Data in this exercise |
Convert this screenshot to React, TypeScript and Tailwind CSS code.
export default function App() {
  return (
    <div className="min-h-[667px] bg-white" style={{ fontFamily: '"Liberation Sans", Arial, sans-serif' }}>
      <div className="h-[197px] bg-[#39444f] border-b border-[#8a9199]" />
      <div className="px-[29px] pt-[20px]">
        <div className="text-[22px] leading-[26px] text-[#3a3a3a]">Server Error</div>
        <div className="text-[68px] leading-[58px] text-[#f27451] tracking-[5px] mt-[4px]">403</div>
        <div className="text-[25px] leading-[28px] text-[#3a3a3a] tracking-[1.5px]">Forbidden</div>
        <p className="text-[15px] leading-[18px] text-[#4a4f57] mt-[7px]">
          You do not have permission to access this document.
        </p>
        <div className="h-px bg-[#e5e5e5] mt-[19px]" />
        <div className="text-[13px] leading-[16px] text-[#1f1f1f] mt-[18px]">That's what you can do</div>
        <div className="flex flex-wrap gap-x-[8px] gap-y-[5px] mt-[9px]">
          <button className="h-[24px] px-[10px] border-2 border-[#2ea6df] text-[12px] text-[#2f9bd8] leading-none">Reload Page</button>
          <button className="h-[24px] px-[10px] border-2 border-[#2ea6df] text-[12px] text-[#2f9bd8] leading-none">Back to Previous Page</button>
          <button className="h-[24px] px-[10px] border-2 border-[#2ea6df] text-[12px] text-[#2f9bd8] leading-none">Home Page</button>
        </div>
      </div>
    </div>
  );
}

...

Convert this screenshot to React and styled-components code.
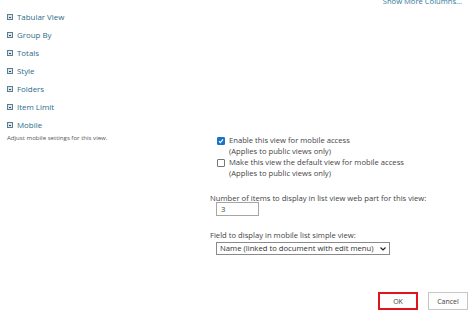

Requirement | From the entries above, list each line with "Convert" in it.

Written answer |
Convert this screenshot to React, TypeScript and Tailwind CSS code.
Convert this screenshot to React and styled-components code.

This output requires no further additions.